Within the pattern of terminals of the connector
10, each signal terminal pair 44, 46 is sandwiched between
a flanking pair of ground terminals 48 and is also aligned
with an opposed ground terminal 48 on the opposite side of
the slot 38. This geometry provides some of the advantages
of a coaxial transmission path where a signal conductor is
surrounded by a ground conductor, but with significantly
greater density and significantly lower material and
assembly costs.
One factor in limiting the cost of the connector
10 is the modularity of the design.

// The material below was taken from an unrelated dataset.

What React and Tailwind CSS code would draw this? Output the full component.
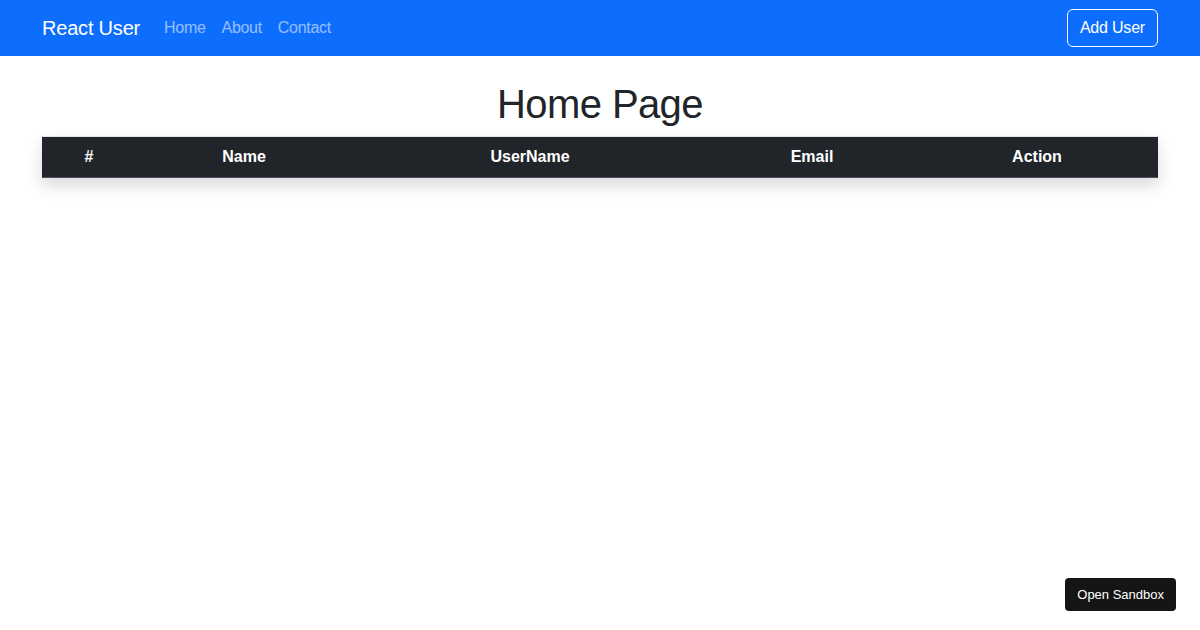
import React from 'react';

const cols = ['#', 'Name', 'UserName', 'Email', 'Action'];

export default function App() {
  return (
    <div className="min-h-[630px] bg-white text-[#212529] font-['Liberation_Sans',Arial,sans-serif]">
      <nav className="bg-[#0d6efd] h-14">
        <div className="mx-auto w-[1140px] px-3 h-full flex items-center">
          <a className="text-white text-[20px] leading-[30px] tracking-[-0.2px] mr-4">React User</a>
          <ul className="flex items-center text-[16px] tracking-[-0.3px] text-white/55">
            <li className="px-2">Home</li>
            <li className="px-2">About</li>
            <li className="px-2">Contact</li>
          </ul>
          <button className="ml-auto h-[38px] px-3 border border-white rounded-md text-white text-[16px] tracking-[-0.2px]">
            Add User
          </button>
        </div>
      </nav>

      <div className="mx-auto w-[1140px] px-3 py-6">
        <h1 className="text-center text-[40px] leading-[48px] tracking-[-0.6px] mb-2">Home Page</h1>
        <div className="shadow-[0_8px_16px_rgba(0,0,0,0.15)] border-t border-[#dee2e6]">
          <div className="grid grid-cols-[94px_216px_356px_208px_242px] bg-[#212529] text-white font-bold text-[16px] border-b border-[#49505a]">
            {cols.map((c) => (
              <div key={c} className="text-center py-2 leading-6">{c}</div>
            ))}
          </div>
        </div>
      </div>

      <button className="fixed right-6 bottom-[19px] h-[33px] px-3 bg-[#151515] text-white text-[13px] rounded">
        Open Sandbox
      </button>
    </div>
  );
}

Each identical cavity
portion 28A or 28B of each identical cavity 28 can
accommodate either a single ground terminal 48 or a pair of
signal terminals 44 and 46 without any modification of the
housing structure. All of the signal terminals 44 are
disposed near the longitudinal center of the housing 16 and
can be mounted on either side of the slot 38 in either a
cavity portion 28A or a cavity portion 28B by insertion of
the finger portion 70 into the central mounting rail 32.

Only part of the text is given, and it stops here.